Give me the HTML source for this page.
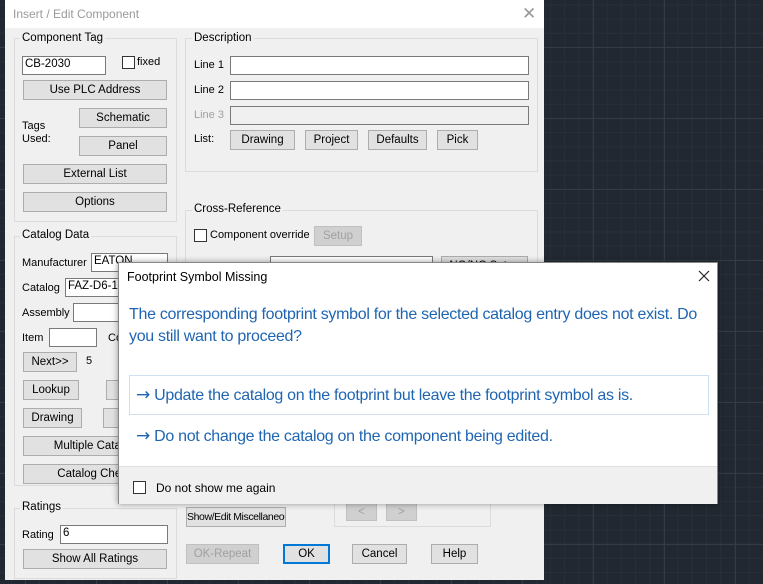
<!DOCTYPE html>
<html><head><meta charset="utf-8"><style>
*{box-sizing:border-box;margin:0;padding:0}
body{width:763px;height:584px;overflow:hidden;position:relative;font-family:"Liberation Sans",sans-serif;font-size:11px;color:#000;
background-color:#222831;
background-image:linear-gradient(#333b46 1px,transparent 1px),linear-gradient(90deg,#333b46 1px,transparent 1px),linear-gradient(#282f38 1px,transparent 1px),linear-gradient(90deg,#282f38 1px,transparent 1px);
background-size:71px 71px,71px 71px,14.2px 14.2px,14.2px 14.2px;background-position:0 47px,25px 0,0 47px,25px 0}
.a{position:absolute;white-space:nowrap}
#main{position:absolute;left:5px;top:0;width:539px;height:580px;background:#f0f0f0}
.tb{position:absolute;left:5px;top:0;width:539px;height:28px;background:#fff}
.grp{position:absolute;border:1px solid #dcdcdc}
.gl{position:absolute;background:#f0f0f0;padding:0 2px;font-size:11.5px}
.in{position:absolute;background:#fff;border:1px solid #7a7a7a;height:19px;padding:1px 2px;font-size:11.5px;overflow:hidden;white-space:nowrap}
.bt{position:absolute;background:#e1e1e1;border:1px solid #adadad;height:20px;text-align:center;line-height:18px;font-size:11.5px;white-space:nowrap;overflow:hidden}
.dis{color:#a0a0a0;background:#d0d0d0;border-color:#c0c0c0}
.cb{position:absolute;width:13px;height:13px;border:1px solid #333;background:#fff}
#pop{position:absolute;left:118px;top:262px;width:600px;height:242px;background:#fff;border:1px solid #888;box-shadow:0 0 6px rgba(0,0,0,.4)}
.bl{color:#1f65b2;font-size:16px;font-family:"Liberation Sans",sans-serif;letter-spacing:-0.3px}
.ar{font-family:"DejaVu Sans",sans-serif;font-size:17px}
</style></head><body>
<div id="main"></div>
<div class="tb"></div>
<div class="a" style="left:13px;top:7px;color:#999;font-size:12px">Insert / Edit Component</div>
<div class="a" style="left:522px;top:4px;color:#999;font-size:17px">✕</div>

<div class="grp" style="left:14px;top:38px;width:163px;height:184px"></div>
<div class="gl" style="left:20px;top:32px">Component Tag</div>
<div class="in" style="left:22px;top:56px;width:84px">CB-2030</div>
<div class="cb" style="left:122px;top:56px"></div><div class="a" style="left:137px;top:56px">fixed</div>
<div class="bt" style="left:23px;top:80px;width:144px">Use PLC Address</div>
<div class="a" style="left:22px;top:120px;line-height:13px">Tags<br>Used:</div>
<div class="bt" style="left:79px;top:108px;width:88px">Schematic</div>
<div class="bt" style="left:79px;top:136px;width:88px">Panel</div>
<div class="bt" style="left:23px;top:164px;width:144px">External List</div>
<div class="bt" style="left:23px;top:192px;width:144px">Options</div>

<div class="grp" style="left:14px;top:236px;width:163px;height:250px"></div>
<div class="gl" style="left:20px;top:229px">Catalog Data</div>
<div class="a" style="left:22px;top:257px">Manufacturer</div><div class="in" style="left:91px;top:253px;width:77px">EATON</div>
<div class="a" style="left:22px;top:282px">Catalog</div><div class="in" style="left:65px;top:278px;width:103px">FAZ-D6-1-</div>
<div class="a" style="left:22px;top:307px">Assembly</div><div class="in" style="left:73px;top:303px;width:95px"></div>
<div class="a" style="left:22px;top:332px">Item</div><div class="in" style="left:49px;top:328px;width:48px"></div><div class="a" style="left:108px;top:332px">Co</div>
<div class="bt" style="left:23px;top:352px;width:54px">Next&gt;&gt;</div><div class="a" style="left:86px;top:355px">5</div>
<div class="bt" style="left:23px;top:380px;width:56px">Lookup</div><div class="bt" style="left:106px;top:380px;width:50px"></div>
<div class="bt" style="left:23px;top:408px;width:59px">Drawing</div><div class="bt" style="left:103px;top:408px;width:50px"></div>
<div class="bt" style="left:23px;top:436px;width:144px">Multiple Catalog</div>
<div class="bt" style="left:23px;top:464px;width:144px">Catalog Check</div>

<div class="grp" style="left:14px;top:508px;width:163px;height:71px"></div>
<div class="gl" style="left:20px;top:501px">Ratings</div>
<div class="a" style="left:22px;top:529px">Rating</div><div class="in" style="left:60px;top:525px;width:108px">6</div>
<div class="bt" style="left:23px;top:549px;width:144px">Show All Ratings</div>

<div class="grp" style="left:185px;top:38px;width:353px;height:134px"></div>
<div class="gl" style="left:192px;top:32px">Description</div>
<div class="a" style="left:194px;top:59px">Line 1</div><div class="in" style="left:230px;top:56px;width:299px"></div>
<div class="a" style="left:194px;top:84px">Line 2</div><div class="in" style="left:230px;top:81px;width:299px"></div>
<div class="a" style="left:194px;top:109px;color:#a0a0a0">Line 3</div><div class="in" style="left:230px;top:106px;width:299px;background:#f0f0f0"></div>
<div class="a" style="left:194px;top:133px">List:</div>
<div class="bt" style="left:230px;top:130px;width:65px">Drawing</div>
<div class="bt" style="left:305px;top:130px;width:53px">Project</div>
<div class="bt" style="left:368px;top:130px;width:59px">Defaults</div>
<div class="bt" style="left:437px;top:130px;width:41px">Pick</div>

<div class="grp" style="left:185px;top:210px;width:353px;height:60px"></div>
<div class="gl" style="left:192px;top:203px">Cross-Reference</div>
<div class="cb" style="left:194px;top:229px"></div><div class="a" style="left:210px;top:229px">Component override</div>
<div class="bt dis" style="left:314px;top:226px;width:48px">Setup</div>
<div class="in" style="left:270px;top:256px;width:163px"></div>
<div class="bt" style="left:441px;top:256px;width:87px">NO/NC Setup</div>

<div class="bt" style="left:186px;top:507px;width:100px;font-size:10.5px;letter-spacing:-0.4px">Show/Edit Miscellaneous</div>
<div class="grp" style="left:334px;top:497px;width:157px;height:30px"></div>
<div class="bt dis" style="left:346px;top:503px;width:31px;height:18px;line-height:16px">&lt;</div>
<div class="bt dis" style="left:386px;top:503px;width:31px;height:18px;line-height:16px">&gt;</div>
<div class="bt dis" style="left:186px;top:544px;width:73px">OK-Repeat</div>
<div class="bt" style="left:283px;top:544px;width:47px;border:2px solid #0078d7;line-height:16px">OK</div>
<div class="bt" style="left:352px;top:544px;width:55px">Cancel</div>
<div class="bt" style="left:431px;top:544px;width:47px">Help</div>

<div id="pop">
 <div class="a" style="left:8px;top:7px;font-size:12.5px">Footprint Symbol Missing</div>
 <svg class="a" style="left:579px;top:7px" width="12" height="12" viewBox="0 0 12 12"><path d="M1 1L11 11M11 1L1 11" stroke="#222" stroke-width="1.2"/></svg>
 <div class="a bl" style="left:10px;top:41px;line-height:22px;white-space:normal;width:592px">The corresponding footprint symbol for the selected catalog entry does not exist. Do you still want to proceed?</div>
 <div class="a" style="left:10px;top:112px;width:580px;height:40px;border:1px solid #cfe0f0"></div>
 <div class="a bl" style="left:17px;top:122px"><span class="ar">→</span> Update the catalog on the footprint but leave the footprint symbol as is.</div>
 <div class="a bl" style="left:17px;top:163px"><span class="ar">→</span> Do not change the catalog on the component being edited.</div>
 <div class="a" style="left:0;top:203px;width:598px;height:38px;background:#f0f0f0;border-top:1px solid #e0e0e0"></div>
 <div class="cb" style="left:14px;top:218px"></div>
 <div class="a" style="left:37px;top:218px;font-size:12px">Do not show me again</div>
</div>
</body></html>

_Instruction_: Word for word, quote the lines above. Omit the pictures.

_Exercise solution_:
Give me the HTML source for this page.
<!DOCTYPE html>
<html><head><meta charset="utf-8"><style>
*{box-sizing:border-box;margin:0;padding:0}
body{width:763px;height:584px;overflow:hidden;position:relative;font-family:"Liberation Sans",sans-serif;font-size:11px;color:#000;
background-color:#222831;
background-image:linear-gradient(#333b46 1px,transparent 1px),linear-gradient(90deg,#333b46 1px,transparent 1px),linear-gradient(#282f38 1px,transparent 1px),linear-gradient(90deg,#282f38 1px,transparent 1px);
background-size:71px 71px,71px 71px,14.2px 14.2px,14.2px 14.2px;background-position:0 47px,25px 0,0 47px,25px 0}
.a{position:absolute;white-space:nowrap}
#main{position:absolute;left:5px;top:0;width:539px;height:580px;background:#f0f0f0}
.tb{position:absolute;left:5px;top:0;width:539px;height:28px;background:#fff}
.grp{position:absolute;border:1px solid #dcdcdc}
.gl{position:absolute;background:#f0f0f0;padding:0 2px;font-size:11.5px}
.in{position:absolute;background:#fff;border:1px solid #7a7a7a;height:19px;padding:1px 2px;font-size:11.5px;overflow:hidden;white-space:nowrap}
.bt{position:absolute;background:#e1e1e1;border:1px solid #adadad;height:20px;text-align:center;line-height:18px;font-size:11.5px;white-space:nowrap;overflow:hidden}
.dis{color:#a0a0a0;background:#d0d0d0;border-color:#c0c0c0}
.cb{position:absolute;width:13px;height:13px;border:1px solid #333;background:#fff}
#pop{position:absolute;left:118px;top:262px;width:600px;height:242px;background:#fff;border:1px solid #888;box-shadow:0 0 6px rgba(0,0,0,.4)}
.bl{color:#1f65b2;font-size:16px;font-family:"Liberation Sans",sans-serif;letter-spacing:-0.3px}
.ar{font-family:"DejaVu Sans",sans-serif;font-size:17px}
</style></head><body>
<div id="main"></div>
<div class="tb"></div>
<div class="a" style="left:13px;top:7px;color:#999;font-size:12px">Insert / Edit Component</div>
<div class="a" style="left:522px;top:4px;color:#999;font-size:17px">✕</div>

<div class="grp" style="left:14px;top:38px;width:163px;height:184px"></div>
<div class="gl" style="left:20px;top:32px">Component Tag</div>
<div class="in" style="left:22px;top:56px;width:84px">CB-2030</div>
<div class="cb" style="left:122px;top:56px"></div><div class="a" style="left:137px;top:56px">fixed</div>
<div class="bt" style="left:23px;top:80px;width:144px">Use PLC Address</div>
<div class="a" style="left:22px;top:120px;line-height:13px">Tags<br>Used:</div>
<div class="bt" style="left:79px;top:108px;width:88px">Schematic</div>
<div class="bt" style="left:79px;top:136px;width:88px">Panel</div>
<div class="bt" style="left:23px;top:164px;width:144px">External List</div>
<div class="bt" style="left:23px;top:192px;width:144px">Options</div>

<div class="grp" style="left:14px;top:236px;width:163px;height:250px"></div>
<div class="gl" style="left:20px;top:229px">Catalog Data</div>
<div class="a" style="left:22px;top:257px">Manufacturer</div><div class="in" style="left:91px;top:253px;width:77px">EATON</div>
<div class="a" style="left:22px;top:282px">Catalog</div><div class="in" style="left:65px;top:278px;width:103px">FAZ-D6-1-</div>
<div class="a" style="left:22px;top:307px">Assembly</div><div class="in" style="left:73px;top:303px;width:95px"></div>
<div class="a" style="left:22px;top:332px">Item</div><div class="in" style="left:49px;top:328px;width:48px"></div><div class="a" style="left:108px;top:332px">Co</div>
<div class="bt" style="left:23px;top:352px;width:54px">Next&gt;&gt;</div><div class="a" style="left:86px;top:355px">5</div>
<div class="bt" style="left:23px;top:380px;width:56px">Lookup</div><div class="bt" style="left:106px;top:380px;width:50px"></div>
<div class="bt" style="left:23px;top:408px;width:59px">Drawing</div><div class="bt" style="left:103px;top:408px;width:50px"></div>
<div class="bt" style="left:23px;top:436px;width:144px">Multiple Catalog</div>
<div class="bt" style="left:23px;top:464px;width:144px">Catalog Check</div>

<div class="grp" style="left:14px;top:508px;width:163px;height:71px"></div>
<div class="gl" style="left:20px;top:501px">Ratings</div>
<div class="a" style="left:22px;top:529px">Rating</div><div class="in" style="left:60px;top:525px;width:108px">6</div>
<div class="bt" style="left:23px;top:549px;width:144px">Show All Ratings</div>

<div class="grp" style="left:185px;top:38px;width:353px;height:134px"></div>
<div class="gl" style="left:192px;top:32px">Description</div>
<div class="a" style="left:194px;top:59px">Line 1</div><div class="in" style="left:230px;top:56px;width:299px"></div>
<div class="a" style="left:194px;top:84px">Line 2</div><div class="in" style="left:230px;top:81px;width:299px"></div>
<div class="a" style="left:194px;top:109px;color:#a0a0a0">Line 3</div><div class="in" style="left:230px;top:106px;width:299px;background:#f0f0f0"></div>
<div class="a" style="left:194px;top:133px">List:</div>
<div class="bt" style="left:230px;top:130px;width:65px">Drawing</div>
<div class="bt" style="left:305px;top:130px;width:53px">Project</div>
<div class="bt" style="left:368px;top:130px;width:59px">Defaults</div>
<div class="bt" style="left:437px;top:130px;width:41px">Pick</div>

<div class="grp" style="left:185px;top:210px;width:353px;height:60px"></div>
<div class="gl" style="left:192px;top:203px">Cross-Reference</div>
<div class="cb" style="left:194px;top:229px"></div><div class="a" style="left:210px;top:229px">Component override</div>
<div class="bt dis" style="left:314px;top:226px;width:48px">Setup</div>
<div class="in" style="left:270px;top:256px;width:163px"></div>
<div class="bt" style="left:441px;top:256px;width:87px">NO/NC Setup</div>

<div class="bt" style="left:186px;top:507px;width:100px;font-size:10.5px;letter-spacing:-0.4px">Show/Edit Miscellaneous</div>
<div class="grp" style="left:334px;top:497px;width:157px;height:30px"></div>
<div class="bt dis" style="left:346px;top:503px;width:31px;height:18px;line-height:16px">&lt;</div>
<div class="bt dis" style="left:386px;top:503px;width:31px;height:18px;line-height:16px">&gt;</div>
<div class="bt dis" style="left:186px;top:544px;width:73px">OK-Repeat</div>
<div class="bt" style="left:283px;top:544px;width:47px;border:2px solid #0078d7;line-height:16px">OK</div>
<div class="bt" style="left:352px;top:544px;width:55px">Cancel</div>
<div class="bt" style="left:431px;top:544px;width:47px">Help</div>

<div id="pop">
 <div class="a" style="left:8px;top:7px;font-size:12.5px">Footprint Symbol Missing</div>
 <svg class="a" style="left:579px;top:7px" width="12" height="12" viewBox="0 0 12 12"><path d="M1 1L11 11M11 1L1 11" stroke="#222" stroke-width="1.2"/></svg>
 <div class="a bl" style="left:10px;top:41px;line-height:22px;white-space:normal;width:592px">The corresponding footprint symbol for the selected catalog entry does not exist. Do you still want to proceed?</div>
 <div class="a" style="left:10px;top:112px;width:580px;height:40px;border:1px solid #cfe0f0"></div>
 <div class="a bl" style="left:17px;top:122px"><span class="ar">→</span> Update the catalog on the footprint but leave the footprint symbol as is.</div>
 <div class="a bl" style="left:17px;top:163px"><span class="ar">→</span> Do not change the catalog on the component being edited.</div>
 <div class="a" style="left:0;top:203px;width:598px;height:38px;background:#f0f0f0;border-top:1px solid #e0e0e0"></div>
 <div class="cb" style="left:14px;top:218px"></div>
 <div class="a" style="left:37px;top:218px;font-size:12px">Do not show me again</div>
</div>
</body></html>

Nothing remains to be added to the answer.